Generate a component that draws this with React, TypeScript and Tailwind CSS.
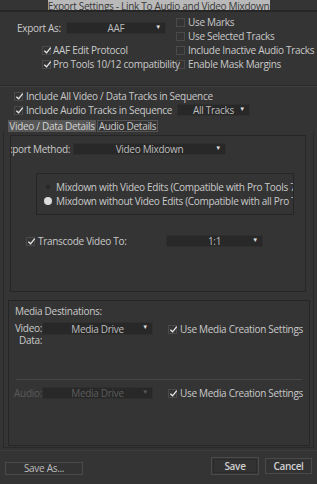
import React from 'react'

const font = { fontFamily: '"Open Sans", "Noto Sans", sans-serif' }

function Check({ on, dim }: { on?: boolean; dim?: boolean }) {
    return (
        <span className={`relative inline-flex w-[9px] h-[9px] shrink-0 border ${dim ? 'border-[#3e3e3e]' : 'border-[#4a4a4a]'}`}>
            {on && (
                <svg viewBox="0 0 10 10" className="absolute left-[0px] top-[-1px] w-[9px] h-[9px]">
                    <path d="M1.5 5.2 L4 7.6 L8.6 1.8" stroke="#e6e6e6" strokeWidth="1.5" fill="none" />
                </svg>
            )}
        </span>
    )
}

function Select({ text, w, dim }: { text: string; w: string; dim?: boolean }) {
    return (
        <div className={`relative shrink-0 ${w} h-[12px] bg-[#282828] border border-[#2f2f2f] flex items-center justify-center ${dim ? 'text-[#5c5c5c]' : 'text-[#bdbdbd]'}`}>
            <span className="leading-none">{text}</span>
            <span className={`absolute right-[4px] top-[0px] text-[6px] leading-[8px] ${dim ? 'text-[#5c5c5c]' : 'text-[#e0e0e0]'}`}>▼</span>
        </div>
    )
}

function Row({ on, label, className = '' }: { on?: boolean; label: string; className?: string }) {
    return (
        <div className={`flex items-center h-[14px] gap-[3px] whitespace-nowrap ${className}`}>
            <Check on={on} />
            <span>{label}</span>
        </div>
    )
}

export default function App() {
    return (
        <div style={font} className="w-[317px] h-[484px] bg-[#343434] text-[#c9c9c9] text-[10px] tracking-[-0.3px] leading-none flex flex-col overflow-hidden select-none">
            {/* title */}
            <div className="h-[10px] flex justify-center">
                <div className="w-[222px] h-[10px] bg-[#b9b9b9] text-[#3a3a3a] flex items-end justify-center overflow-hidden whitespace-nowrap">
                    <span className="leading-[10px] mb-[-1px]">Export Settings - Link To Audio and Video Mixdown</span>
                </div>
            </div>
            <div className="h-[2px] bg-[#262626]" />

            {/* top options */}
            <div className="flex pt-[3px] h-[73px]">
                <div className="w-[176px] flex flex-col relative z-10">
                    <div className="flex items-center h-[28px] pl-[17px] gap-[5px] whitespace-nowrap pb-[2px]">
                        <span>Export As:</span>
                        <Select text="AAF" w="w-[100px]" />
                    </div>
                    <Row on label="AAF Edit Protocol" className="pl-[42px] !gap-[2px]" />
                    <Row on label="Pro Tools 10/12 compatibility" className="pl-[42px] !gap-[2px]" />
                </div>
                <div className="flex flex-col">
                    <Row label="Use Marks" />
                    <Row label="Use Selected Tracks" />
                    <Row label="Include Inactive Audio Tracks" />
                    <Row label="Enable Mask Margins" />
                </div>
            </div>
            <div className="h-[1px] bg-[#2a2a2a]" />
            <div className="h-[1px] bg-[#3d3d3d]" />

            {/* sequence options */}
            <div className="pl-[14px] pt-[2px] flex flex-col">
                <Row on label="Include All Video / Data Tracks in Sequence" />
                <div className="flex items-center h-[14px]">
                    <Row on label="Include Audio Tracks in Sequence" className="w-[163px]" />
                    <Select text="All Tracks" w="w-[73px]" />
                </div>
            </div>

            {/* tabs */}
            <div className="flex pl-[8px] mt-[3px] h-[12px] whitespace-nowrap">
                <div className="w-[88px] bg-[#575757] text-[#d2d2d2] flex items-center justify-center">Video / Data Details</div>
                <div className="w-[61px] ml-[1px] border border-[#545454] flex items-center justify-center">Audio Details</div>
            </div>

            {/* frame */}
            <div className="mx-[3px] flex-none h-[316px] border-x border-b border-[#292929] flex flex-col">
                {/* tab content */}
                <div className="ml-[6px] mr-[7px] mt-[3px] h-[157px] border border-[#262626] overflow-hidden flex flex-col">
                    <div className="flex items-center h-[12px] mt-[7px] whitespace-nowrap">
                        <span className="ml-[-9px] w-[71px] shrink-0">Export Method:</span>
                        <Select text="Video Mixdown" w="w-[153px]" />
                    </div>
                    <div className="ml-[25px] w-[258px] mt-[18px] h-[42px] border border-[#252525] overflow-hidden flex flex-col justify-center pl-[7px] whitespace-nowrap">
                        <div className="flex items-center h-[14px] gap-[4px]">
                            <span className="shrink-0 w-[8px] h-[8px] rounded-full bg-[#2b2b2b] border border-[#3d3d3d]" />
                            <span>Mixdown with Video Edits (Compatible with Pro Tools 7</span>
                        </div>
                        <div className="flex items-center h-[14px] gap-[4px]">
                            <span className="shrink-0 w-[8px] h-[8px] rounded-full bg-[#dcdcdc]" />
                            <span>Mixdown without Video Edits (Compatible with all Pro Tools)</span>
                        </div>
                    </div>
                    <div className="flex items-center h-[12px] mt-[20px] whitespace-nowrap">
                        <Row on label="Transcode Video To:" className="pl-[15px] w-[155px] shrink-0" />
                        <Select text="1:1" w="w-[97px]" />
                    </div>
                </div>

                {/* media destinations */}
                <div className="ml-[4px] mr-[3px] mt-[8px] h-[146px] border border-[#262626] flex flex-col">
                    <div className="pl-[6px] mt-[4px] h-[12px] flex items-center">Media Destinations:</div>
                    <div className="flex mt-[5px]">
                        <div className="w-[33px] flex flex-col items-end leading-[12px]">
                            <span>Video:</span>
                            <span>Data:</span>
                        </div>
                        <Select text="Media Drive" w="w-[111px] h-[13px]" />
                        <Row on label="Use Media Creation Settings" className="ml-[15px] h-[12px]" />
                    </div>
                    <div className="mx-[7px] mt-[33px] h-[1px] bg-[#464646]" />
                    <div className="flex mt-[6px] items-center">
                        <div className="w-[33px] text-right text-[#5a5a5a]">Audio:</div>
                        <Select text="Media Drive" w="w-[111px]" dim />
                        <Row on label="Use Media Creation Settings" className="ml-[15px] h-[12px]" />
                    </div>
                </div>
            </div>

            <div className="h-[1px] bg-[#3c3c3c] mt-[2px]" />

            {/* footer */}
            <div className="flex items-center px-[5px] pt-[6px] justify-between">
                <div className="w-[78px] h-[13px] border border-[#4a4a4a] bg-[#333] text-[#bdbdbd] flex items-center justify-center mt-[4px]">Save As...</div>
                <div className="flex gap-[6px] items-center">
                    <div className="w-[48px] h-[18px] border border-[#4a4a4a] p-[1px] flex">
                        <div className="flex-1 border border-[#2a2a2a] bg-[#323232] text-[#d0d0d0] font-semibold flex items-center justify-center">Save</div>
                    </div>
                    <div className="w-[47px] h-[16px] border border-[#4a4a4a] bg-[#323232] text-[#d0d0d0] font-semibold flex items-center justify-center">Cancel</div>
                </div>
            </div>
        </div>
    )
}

+ + + + +

→ **Written problem**
Output a faithful copy of the data, with each picture left out.

→ **Finished answer**
Generate a component that draws this with React, TypeScript and Tailwind CSS.
import React from 'react'

const font = { fontFamily: '"Open Sans", "Noto Sans", sans-serif' }

function Check({ on, dim }: { on?: boolean; dim?: boolean }) {
    return (
        <span className={`relative inline-flex w-[9px] h-[9px] shrink-0 border ${dim ? 'border-[#3e3e3e]' : 'border-[#4a4a4a]'}`}>
            {on && (
                <svg viewBox="0 0 10 10" className="absolute left-[0px] top-[-1px] w-[9px] h-[9px]">
                    <path d="M1.5 5.2 L4 7.6 L8.6 1.8" stroke="#e6e6e6" strokeWidth="1.5" fill="none" />
                </svg>
            )}
        </span>
    )
}

function Select({ text, w, dim }: { text: string; w: string; dim?: boolean }) {
    return (
        <div className={`relative shrink-0 ${w} h-[12px] bg-[#282828] border border-[#2f2f2f] flex items-center justify-center ${dim ? 'text-[#5c5c5c]' : 'text-[#bdbdbd]'}`}>
            <span className="leading-none">{text}</span>
            <span className={`absolute right-[4px] top-[0px] text-[6px] leading-[8px] ${dim ? 'text-[#5c5c5c]' : 'text-[#e0e0e0]'}`}>▼</span>
        </div>
    )
}

function Row({ on, label, className = '' }: { on?: boolean; label: string; className?: string }) {
    return (
        <div className={`flex items-center h-[14px] gap-[3px] whitespace-nowrap ${className}`}>
            <Check on={on} />
            <span>{label}</span>
        </div>
    )
}

export default function App() {
    return (
        <div style={font} className="w-[317px] h-[484px] bg-[#343434] text-[#c9c9c9] text-[10px] tracking-[-0.3px] leading-none flex flex-col overflow-hidden select-none">
            {/* title */}
            <div className="h-[10px] flex justify-center">
                <div className="w-[222px] h-[10px] bg-[#b9b9b9] text-[#3a3a3a] flex items-end justify-center overflow-hidden whitespace-nowrap">
                    <span className="leading-[10px] mb-[-1px]">Export Settings - Link To Audio and Video Mixdown</span>
                </div>
            </div>
            <div className="h-[2px] bg-[#262626]" />

            {/* top options */}
            <div className="flex pt-[3px] h-[73px]">
                <div className="w-[176px] flex flex-col relative z-10">
                    <div className="flex items-center h-[28px] pl-[17px] gap-[5px] whitespace-nowrap pb-[2px]">
                        <span>Export As:</span>
                        <Select text="AAF" w="w-[100px]" />
                    </div>
                    <Row on label="AAF Edit Protocol" className="pl-[42px] !gap-[2px]" />
                    <Row on label="Pro Tools 10/12 compatibility" className="pl-[42px] !gap-[2px]" />
                </div>
                <div className="flex flex-col">
                    <Row label="Use Marks" />
                    <Row label="Use Selected Tracks" />
                    <Row label="Include Inactive Audio Tracks" />
                    <Row label="Enable Mask Margins" />
                </div>
            </div>
            <div className="h-[1px] bg-[#2a2a2a]" />
            <div className="h-[1px] bg-[#3d3d3d]" />

            {/* sequence options */}
            <div className="pl-[14px] pt-[2px] flex flex-col">
                <Row on label="Include All Video / Data Tracks in Sequence" />
                <div className="flex items-center h-[14px]">
                    <Row on label="Include Audio Tracks in Sequence" className="w-[163px]" />
                    <Select text="All Tracks" w="w-[73px]" />
                </div>
            </div>

            {/* tabs */}
            <div className="flex pl-[8px] mt-[3px] h-[12px] whitespace-nowrap">
                <div className="w-[88px] bg-[#575757] text-[#d2d2d2] flex items-center justify-center">Video / Data Details</div>
                <div className="w-[61px] ml-[1px] border border-[#545454] flex items-center justify-center">Audio Details</div>
            </div>

            {/* frame */}
            <div className="mx-[3px] flex-none h-[316px] border-x border-b border-[#292929] flex flex-col">
                {/* tab content */}
                <div className="ml-[6px] mr-[7px] mt-[3px] h-[157px] border border-[#262626] overflow-hidden flex flex-col">
                    <div className="flex items-center h-[12px] mt-[7px] whitespace-nowrap">
                        <span className="ml-[-9px] w-[71px] shrink-0">Export Method:</span>
                        <Select text="Video Mixdown" w="w-[153px]" />
                    </div>
                    <div className="ml-[25px] w-[258px] mt-[18px] h-[42px] border border-[#252525] overflow-hidden flex flex-col justify-center pl-[7px] whitespace-nowrap">
                        <div className="flex items-center h-[14px] gap-[4px]">
                            <span className="shrink-0 w-[8px] h-[8px] rounded-full bg-[#2b2b2b] border border-[#3d3d3d]" />
                            <span>Mixdown with Video Edits (Compatible with Pro Tools 7</span>
                        </div>
                        <div className="flex items-center h-[14px] gap-[4px]">
                            <span className="shrink-0 w-[8px] h-[8px] rounded-full bg-[#dcdcdc]" />
                            <span>Mixdown without Video Edits (Compatible with all Pro Tools)</span>
                        </div>
                    </div>
                    <div className="flex items-center h-[12px] mt-[20px] whitespace-nowrap">
                        <Row on label="Transcode Video To:" className="pl-[15px] w-[155px] shrink-0" />
                        <Select text="1:1" w="w-[97px]" />
                    </div>
                </div>

                {/* media destinations */}
                <div className="ml-[4px] mr-[3px] mt-[8px] h-[146px] border border-[#262626] flex flex-col">
                    <div className="pl-[6px] mt-[4px] h-[12px] flex items-center">Media Destinations:</div>
                    <div className="flex mt-[5px]">
                        <div className="w-[33px] flex flex-col items-end leading-[12px]">
                            <span>Video:</span>
                            <span>Data:</span>
                        </div>
                        <Select text="Media Drive" w="w-[111px] h-[13px]" />
                        <Row on label="Use Media Creation Settings" className="ml-[15px] h-[12px]" />
                    </div>
                    <div className="mx-[7px] mt-[33px] h-[1px] bg-[#464646]" />
                    <div className="flex mt-[6px] items-center">
                        <div className="w-[33px] text-right text-[#5a5a5a]">Audio:</div>
                        <Select text="Media Drive" w="w-[111px]" dim />
                        <Row on label="Use Media Creation Settings" className="ml-[15px] h-[12px]" />
                    </div>
                </div>
            </div>

            <div className="h-[1px] bg-[#3c3c3c] mt-[2px]" />

            {/* footer */}
            <div className="flex items-center px-[5px] pt-[6px] justify-between">
                <div className="w-[78px] h-[13px] border border-[#4a4a4a] bg-[#333] text-[#bdbdbd] flex items-center justify-center mt-[4px]">Save As...</div>
                <div className="flex gap-[6px] items-center">
                    <div className="w-[48px] h-[18px] border border-[#4a4a4a] p-[1px] flex">
                        <div className="flex-1 border border-[#2a2a2a] bg-[#323232] text-[#d0d0d0] font-semibold flex items-center justify-center">Save</div>
                    </div>
                    <div className="w-[47px] h-[16px] border border-[#4a4a4a] bg-[#323232] text-[#d0d0d0] font-semibold flex items-center justify-center">Cancel</div>
                </div>
            </div>
        </div>
    )
}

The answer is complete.